Thursday 30 April 2015

Skype for Business and Lync 2013 DDC - Detailed Design Calculator 5.0

DDC
Just in time for Skype For Business server release, friend and co-author Alberto Nunes and I are very happy to announce Skype for Business DDC - Detailed Design Calculator 5.0. It adds a lot of long-awaited features (keep reading for details). Please grab it from here. Please take a moment to rate us. Thank you! :-)

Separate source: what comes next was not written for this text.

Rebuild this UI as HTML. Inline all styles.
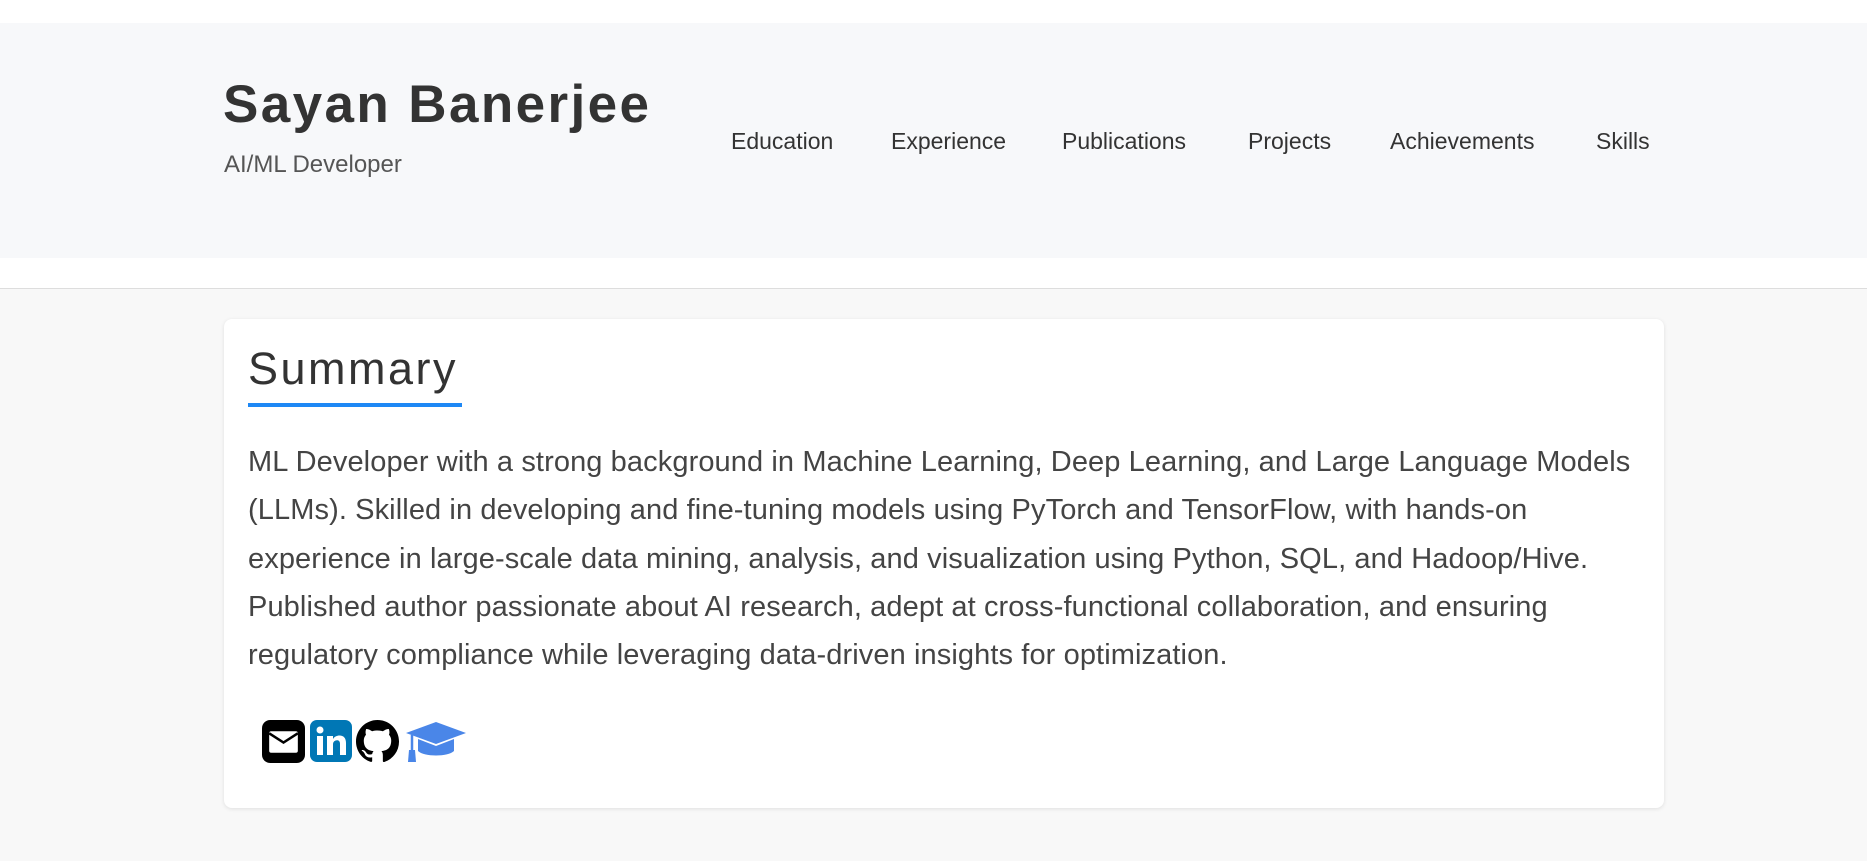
<!DOCTYPE html>
<html><head><meta charset="utf-8"><style>
*{margin:0;padding:0;box-sizing:border-box}
body{width:1867px;height:861px;background:#f8f8f8;font-family:"Liberation Sans",sans-serif;position:relative;overflow:hidden}
.top{position:absolute;left:0;top:0;width:1867px;height:289px;background:#fff;border-bottom:1px solid #ddd}
.hdr{position:absolute;left:0;top:23px;width:1867px;height:235px;background:#f7f8fa}
.name{position:absolute;left:223px;top:74px;font-size:53px;font-weight:bold;color:#333;letter-spacing:2.4px}
.sub{position:absolute;left:224px;top:151px;font-size:24px;color:#555}
.nav a{position:absolute;top:128px;font-size:23px;color:#333;text-decoration:none}
.card{position:absolute;left:224px;top:319px;width:1440px;height:489px;background:#fff;border-radius:8px;box-shadow:0 1px 4px rgba(0,0,0,.1)}
.h{position:absolute;left:24px;top:24px;font-size:45px;color:#333;font-weight:normal;letter-spacing:2.5px}
.ul{position:absolute;left:24px;top:84px;width:214px;height:4px;background:#1e88f5}
.p{position:absolute;left:24px;top:119px;white-space:nowrap;font-size:29px;line-height:48.3px;color:#444;letter-spacing:0.1px}
.ic{position:absolute;top:401px}
</style></head><body>
<div class="top"></div>
<div class="hdr"></div>
<div class="name">Sayan Banerjee</div>
<div class="sub">AI/ML Developer</div>
<div class="nav">
<a style="left:731px">Education</a><a style="left:891px">Experience</a><a style="left:1062px">Publications</a><a style="left:1248px">Projects</a><a style="left:1390px">Achievements</a><a style="left:1596px">Skills</a>
</div>
<div class="card">
<div class="h">Summary</div>
<div class="ul"></div>
<div class="p">ML Developer with a strong background in Machine Learning, Deep Learning, and Large Language Models<br>(LLMs). Skilled in developing and fine-tuning models using PyTorch and TensorFlow, with hands-on<br>experience in large-scale data mining, analysis, and visualization using Python, SQL, and Hadoop/Hive.<br>Published author passionate about AI research, adept at cross-functional collaboration, and ensuring<br>regulatory compliance while leveraging data-driven insights for optimization.</div>
<svg class="ic" style="left:38px" width="43" height="43" viewBox="0 0 42 42"><rect width="42" height="42" rx="8" fill="#000"/><rect x="7" y="11" width="28" height="21" rx="2" fill="#fff"/><path d="M7 13 L21 22 L35 13" stroke="#000" stroke-width="2.5" fill="none"/></svg>
<svg class="ic" style="left:86px" width="42" height="42" viewBox="0 0 42 42"><rect width="42" height="42" rx="7" fill="#0077b5"/><circle cx="10" cy="10" r="3.5" fill="#fff"/><rect x="7" y="16" width="6" height="19" fill="#fff"/><path d="M17 16h6v3c1.5-2.5 4-3.5 6.5-3.5 4 0 6.5 2.5 6.5 7.5V35h-6V24c0-2.5-1-3.8-3-3.8s-4 1.4-4 4V35h-6z" fill="#fff"/></svg>
<svg class="ic" style="left:132px" width="43" height="43" viewBox="0 0 16 16"><path fill="#000" d="M8 0C3.58 0 0 3.58 0 8c0 3.54 2.29 6.53 5.47 7.59.4.07.55-.17.55-.38v-1.33c-2.23.48-2.7-1.07-2.7-1.07-.36-.92-.89-1.17-.89-1.17-.73-.5.05-.49.05-.49.8.06 1.23.83 1.23.83.71 1.23 1.87.87 2.33.66.07-.52.28-.87.51-1.07-1.78-.2-3.65-.89-3.65-3.95 0-.87.31-1.59.82-2.15-.08-.2-.36-1.02.08-2.12 0 0 .67-.21 2.2.82.64-.18 1.32-.27 2-.27s1.36.09 2 .27c1.53-1.04 2.2-.82 2.2-.82.44 1.1.16 1.92.08 2.12.51.56.82 1.27.82 2.15 0 3.07-1.87 3.75-3.65 3.95.29.25.54.73.54 1.48v2.2c0 .21.15.46.55.38A8.01 8.01 0 0016 8c0-4.42-3.58-8-8-8z"/></svg>
<svg class="ic" style="left:180px" width="64" height="44" viewBox="0 0 64 44"><path d="M32 2 L62 13 L32 24 L2 13 Z" fill="#4a86e8"/><path d="M14 19 V31 C20 37 44 37 50 31 V19 L32 26 Z" fill="#4a86e8"/><path d="M8 15 V32" stroke="#4a86e8" stroke-width="2.5"/><path d="M5 30 h6 l1 12 h-8z" fill="#4a86e8"/></svg>
</div>
</body></html>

DDC is a simple offline, Excel-based, low-level design calculator for Microsoft Skype for Business and Lync 2013 on-premises deployments. Fill in host names, IP addresses etc., and DDC will calculate DNS records, certificate names, firewall rules, deployment scripts and several other design elements to help speed-up your deployment.
DDC is a continuously evolving project and you should expect frequent updates with new features added over time. It is and will always be free.
Any bug report, requests for improvements or new features, suggestions, criticism etc. are greatly appreciated.

Features

New in version 5.0.0:

  • Support for multiple SIP domains (up to 8), each with several configurable options (strict domain matching, SIP/XMPP federation, etc.)
  • DNS tables reorganised for multiple domain support (records are sorted by domain).
  • Added the ability to include/exclude external servers (Edge pool, Reverse Proxy) from the deployment
  • Added the ability to choose AD or main SIP domain name for Pools and Web Services names (earlier DDC versions used primary SIP domain name by default and did not allow to change)
  • Option to deploy 1 or 2 network cards on dedicated Mediation servers (separated internal and PSTN IP addresses). We have not included such option for collocated Mediation (not recommended)
  • Option to use separate public IP addresses for external web-based applications (FE and Director pool web services, Office Web Apps)
  • Support for Office Web Apps farms (up to 6 nodes)
  • Additional scripts (setup accounts for synthetic transactions)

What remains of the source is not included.